With the once-in-a-decade process of remapping legislative districts set to begin this year, supporters of ending “prison gerrymandering” in Connecticut stressed the importance of passing the change this session during a Wednesday public hearing.
Connecticut, like many other states, counts prisoners as living in the town where they are incarcerated when it draws its legislative districts. Opponents call this practice, “prison gerrymandering.”
Because most incarcerated people come from cities, counting them in the predominantly white towns where the state’s prisons are often located deflates the legislative representation of cities and thus, disenfranchises the predominantly Black and brown voters who live in them.
Advocates have sought unsuccessfully to change the practice for years, but there is greater urgency this year as the legislature prepares to remap the voting districts to reflect the 2020 U.S. Census. Census figures are the foundation for drawing legislative districts.
The Government Administration and Elections Committee heard testimony on a bill to change the law during a hearing Wednesday. The bill would see prison inmates counted in the towns where they lived prior to incarceration.
In written testimony, Corrie Betts, criminal justice chair of the NAACP Connecticut State Conference, said inaction this year “would be simply unacceptable.”
“As you all know, this is the last legislative session before Connecticut’s redistricting process gets fully underway, leading to the adoption of new maps. Unless the General Assembly acts this session, there is a strong risk that Connecticut will lock in prison gerrymandering for the next decade, just as occurred in 2010,” Betts wrote.
Kelly Moore, interim senior policy counsel of ACLU of Connecticut, said the policy caused a transfer of political power from communities of color to white areas and should be corrected before lawmakers begin remapping.
“Prison gerrymandering is a serious injustice and it’s critical to solve this problem now with redistricting occurring later in the year. If you do not pass this bill this year, Connecticut’s districts will continue to be gerrymandered for the next decade,” Moore told the committee.

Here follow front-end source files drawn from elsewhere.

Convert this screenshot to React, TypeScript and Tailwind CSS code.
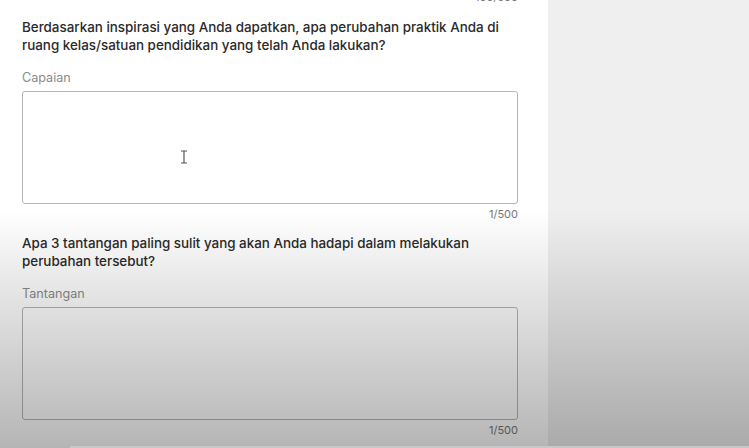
const font = { fontFamily: "Inter, 'Noto Sans', sans-serif" };

const Counter = ({ className = "" }: { className?: string }) => (
  <div className={`text-right text-[11px] leading-[14px] text-[#777] ${className}`}>1/500</div>
);

const Question = ({ title, label, cursor }: { title: string; label: string; cursor?: boolean }) => (
  <section className="flex flex-col">
    <h3 className="text-[13.4px] leading-[18px] font-medium text-[#2a2a2a]">{title}</h3>
    <label className="mt-[15px] text-[12.6px] leading-[18px] text-[#8a8a8a]">{label}</label>
    <div className="relative mt-[4px] h-[113px] rounded-[3px] border border-[#b5b5b5] bg-white">
      {cursor && (
        <svg className="absolute left-[157px] top-[58px]" width="8" height="14" viewBox="0 0 8 14">
          <path d="M1 1h6M4 1v12M1 13h6" stroke="#555" strokeWidth="1.2" fill="none" />
        </svg>
      )}
    </div>
    <Counter className="mt-[3px]" />
  </section>
);

export default function App() {
  return (
    <div className="relative flex h-[448px] w-[749px] overflow-hidden" style={font}>
      <main className="flex w-[548px] flex-col bg-white pl-[22px] pr-[30px]">
        <div className="-mt-[10px] text-right text-[11px] leading-[14px] text-[#777]">100/500</div>
        <div className="mt-[14px]">
          <Question
            title="Berdasarkan inspirasi yang Anda dapatkan, apa perubahan praktik Anda di ruang kelas/satuan pendidikan yang telah Anda lakukan?"
            label="Capaian"
            cursor
          />
        </div>
        <div className="mt-[13px]">
          <Question
            title="Apa 3 tantangan paling sulit yang akan Anda hadapi dalam melakukan perubahan tersebut?"
            label="Tantangan"
          />
        </div>
      </main>
      <aside className="flex-1 bg-[#efefef]" />
      <div className="pointer-events-none absolute inset-0 bg-[linear-gradient(to_bottom,transparent_0%,transparent_47%,rgba(0,0,0,0.1)_65%,rgba(0,0,0,0.29)_100%)]" />
      <div className="pointer-events-none absolute bottom-0 left-[70px] right-0 h-[2px] bg-[#c8c8c8]" />
    </div>
  );
}
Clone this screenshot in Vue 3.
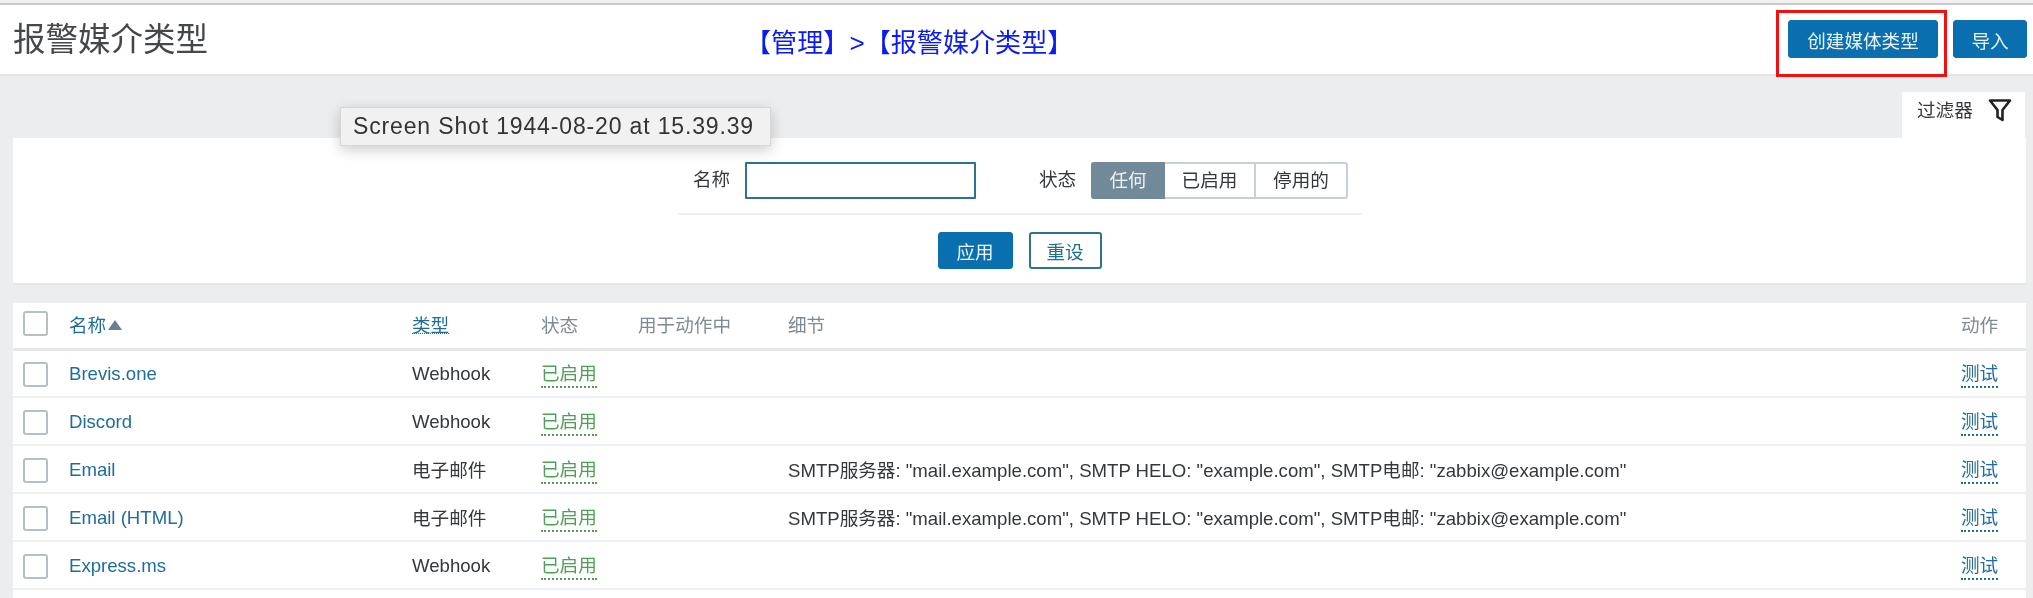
<script setup>
const rows = [
  { name: 'Brevis.one', type: 'Webhook', detail: '' },
  { name: 'Discord', type: 'Webhook', detail: '' },
  { name: 'Email', type: '电子邮件', detail: 'SMTP服务器: "mail.example.com", SMTP HELO: "example.com", SMTP电邮: "zabbix@example.com"' },
  { name: 'Email (HTML)', type: '电子邮件', detail: 'SMTP服务器: "mail.example.com", SMTP HELO: "example.com", SMTP电邮: "zabbix@example.com"' },
  { name: 'Express.ms', type: 'Webhook', detail: '' }
]
</script>

<template>
  <div class="page">
    <header class="head">
      <h1 class="title">报警媒介类型</h1>
      <div class="crumb">【管理】&gt;【报警媒介类型】</div>
      <div class="head-actions">
        <button class="btn primary create">创建媒体类型</button>
        <button class="btn primary import">导入</button>
      </div>
      <div class="red-box"></div>
    </header>

    <main class="content">
      <div class="tab-row">
        <div class="tab">
          <span>过滤器</span>
          <svg class="funnel" width="24" height="24" viewBox="0 0 24 24" fill="none" stroke="#222" stroke-width="2.6" stroke-linejoin="round">
            <path d="M2 2.5h20l-7.5 9.5v10l-5-3v-7z" />
          </svg>
        </div>
      </div>
      <section class="filter">
        <div class="filter-fields">
          <label class="lbl name-lbl">名称</label>
          <input class="name-input" type="text" />
          <label class="lbl status-lbl">状态</label>
          <div class="seg">
            <span class="on any">任何</span>
            <span class="en">已启用</span>
            <span class="dis">停用的</span>
          </div>
        </div>
        <div class="filter-btns">
          <button class="btn primary apply">应用</button>
          <button class="btn ghost">重设</button>
        </div>
      </section>

      <section class="list">
        <div class="row headrow">
          <span class="check"></span>
          <span class="link-h">名称<i class="arrow"></i></span>
          <span class="type-h">类型</span>
          <span>状态</span>
          <span>用于动作中</span>
          <span>细节</span>
          <span class="act">动作</span>
        </div>
        <div v-for="r in rows" :key="r.name" class="row body">
          <span class="check"></span>
          <a class="link">{{ r.name }}</a>
          <span class="cell" :class="{ cjk: r.type !== 'Webhook' }">{{ r.type }}</span>
          <span class="nudge"><span class="green">已启用</span></span>
          <span></span>
          <span class="cell cjk detail">{{ r.detail }}</span>
          <span class="act nudge"><span class="test">测试</span></span>
        </div>
      </section>
    </main>

    <div class="tooltip">Screen Shot 1944-08-20 at 15.39.39</div>
  </div>
</template>

<style>
html, body { margin: 0; background: #ebedef; }
</style>

<style scoped>
.page {
  position: relative;
  width: 2033px;
  height: 598px;
  overflow: hidden;
  background: #ebedef;
  font-family: "Liberation Sans", "Noto Sans CJK SC", sans-serif;
  font-size: 18.6px;
  color: #34383b;
  border-top: 3px solid #f1f1f1;
  box-sizing: border-box;
  filter: blur(0.6px);
}
.head {
  position: relative;
  display: flex;
  align-items: flex-start;
  height: 73px;
  background: #fff;
  border-top: 2px solid #c9c9c9;
  border-bottom: 2px solid #e3e5e7;
  box-sizing: border-box;
  padding-left: 13px;
}
.title {
  margin: 13px 0 0;
  font-size: 32.5px;
  font-weight: 400;
  line-height: 44px;
  color: #45484a;
}
.crumb {
  margin: 21px 0 0 537px;
  font-size: 26.1px;
  line-height: 34px;
  color: #0a1cf0;
}
.head-actions {
  margin-left: auto;
  margin-right: 6px;
  margin-top: 15px;
  display: flex;
  gap: 15px;
}
.btn {
  height: 38px;
  box-sizing: border-box;
  border-radius: 3px;
  font: inherit;
  padding: 0;
  cursor: pointer;
}
.primary {
  background: #0a6fae;
  border: 1px solid #0a6fae;
  color: #e9f3f8;
}
.create { width: 150px; }
.import { width: 74px; }
.red-box {
  position: absolute;
  left: 1776px;
  top: 5px;
  width: 171px;
  height: 67px;
  border: 3px solid #f01010;
  box-sizing: border-box;
}
.content { padding: 0 7px 0 13px; }
.tab-row {
  display: flex;
  justify-content: flex-end;
  padding: 16px 1px 0 0;
}
.tab {
  width: 123px;
  height: 46px;
  background: #fff;
  box-sizing: border-box;
  padding: 6px 13px 0 15px;
  display: flex;
  justify-content: space-between;
  align-items: flex-start;
  line-height: 26px;
}
.filter {
  height: 147px;
  background: #fff;
  box-sizing: border-box;
  border-bottom: 2px solid #e3e5e7;
  margin-bottom: 18px;
}
.filter-fields {
  width: 684px;
  height: 77px;
  margin-left: 665px;
  box-sizing: border-box;
  padding-top: 24px;
  display: flex;
  align-items: flex-start;
  border-bottom: 2px solid #eceef0;
}
.lbl { line-height: 35px; color: #34383b; }
.name-lbl { margin-left: 15px; width: 52px; }
.name-input {
  width: 231px;
  height: 37px;
  box-sizing: border-box;
  border: 2px solid #2d7391;
  background: #fff;
  border-radius: 1px;
  outline: none;
  padding: 0;
}
.status-lbl { margin-left: 63px; width: 52px; }
.seg {
  display: flex;
  height: 37px;
  width: 257px;
  box-sizing: border-box;
  border: 2px solid #c8d0d5;
  border-radius: 3px;
  line-height: 33px;
  text-align: center;
}
.seg span { display: block; box-sizing: border-box; }
.seg .any { width: 74px; background: #728999; color: #eef2f4; margin: -2px 0 -2px -2px; line-height: 37px; border-radius: 3px 0 0 3px; }
.seg .en { width: 91px; border-right: 2px solid #c8d0d5; }
.seg .dis { flex: 1; }
.filter-btns {
  display: flex;
  justify-content: center;
  gap: 16px;
  margin-top: 17px;
}
.apply { width: 75px; height: 37px; }
.ghost {
  width: 73px;
  height: 37px;
  background: #fff;
  border: 2px solid #2d7391;
  color: #1f6d8f;
}
.list { background: #fff; height: 295px; }
.row {
  display: grid;
  grid-template-columns: 56px 343px 129px 97px 150px 1fr 65px;
  align-items: center;
  height: 48px;
  box-sizing: border-box;
  border-bottom: 2px solid #eef0f2;
}
.row.body { padding-top: 2px; }
.row.body:nth-child(2) { height: 47px; padding-top: 1px; }
.headrow {
  height: 48px;
  padding-bottom: 5px;
  border-bottom: 3px solid #e6e8ea;
  color: #7d8b94;
}
.check {
  display: block;
  width: 25px;
  height: 25px;
  margin-left: 10px;
  box-sizing: border-box;
  border: 2px solid #b4bfc6;
  border-radius: 3px;
  background: #fff;
}
.link-h { color: #1f6d96; display: flex; align-items: center; }
.type-h { color: #1f6d96; text-decoration: underline dotted 1px; text-underline-offset: 1px; }
.arrow {
  width: 0;
  height: 0;
  margin: 3px 0 0 2px;
  border-left: 7px solid transparent;
  border-right: 7px solid transparent;
  border-bottom: 10px solid #68808f;
}
.link { color: #1f6d9c; }
.cell { color: #34383b; }
.cjk { margin-bottom: 4px; }
.nudge { margin-top: 2px; }
.detail { white-space: nowrap; }
.green {
  color: #4f9f54;
  border-bottom: 2px dotted #4f9f54;
  display: inline-block;
  line-height: 24px;
}
.headrow .act { color: #7d8b94; }
.test {
  color: #1f6d9c;
  border-bottom: 2px dotted #1f6d9c;
  display: inline-block;
  line-height: 24px;
}
.tooltip {
  position: absolute;
  left: 340px;
  top: 104px;
  width: 431px;
  height: 39px;
  box-sizing: border-box;
  padding-left: 12px;
  line-height: 37px;
  background: #f1f1f1;
  border: 1px solid #d6d6d6;
  box-shadow: 0 4px 14px rgba(0, 0, 0, 0.2);
  font-family: "Liberation Sans", sans-serif;
  font-size: 23px;
  letter-spacing: 0.85px;
  color: #333;
  white-space: nowrap;
}
</style>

Although changing the policy in Connecticut has been controversial in the prior years, there was only nominal opposition expressed during the first four hours of the committee’s hearing.
More than 30 people submitted written testimony supporting the bill and no one submitted testimony in opposition ahead of the hearing.
During the hearing, Sen. Rob Sampson, one of the committee’s ranking Republican members, suggested he was not inclined to support the measure as it was written. He briefly questioned Secretary of the State Denise Merrill on the bill during her testimony.
“It just leads to a lot of questions. For example, if someone has a life sentence and they’re never returning to a town they lived in prior, does it make sense to count them as someone from the town of Ansonia or Farmington or wherever?” Sampson asked.
Merrill testified in support of the change, saying it would result in fairer and more accurate legislative districts. In response to Sampson’s question, she said it was a complicated question.
“Determining residency is sometimes a tricky problem. But I think the most sensible way of doing it is to count them where they last resided,” Merrill said. “That [incarceration] can be a very long time, you’re right, but most of the time it is not.”
Sampson said he had other questions about the proposal, like how best to count people from out of state who were incarcerated in Connecticut.
“The more questions I come up with the less I agree with [the bill], unfortunately,” he said.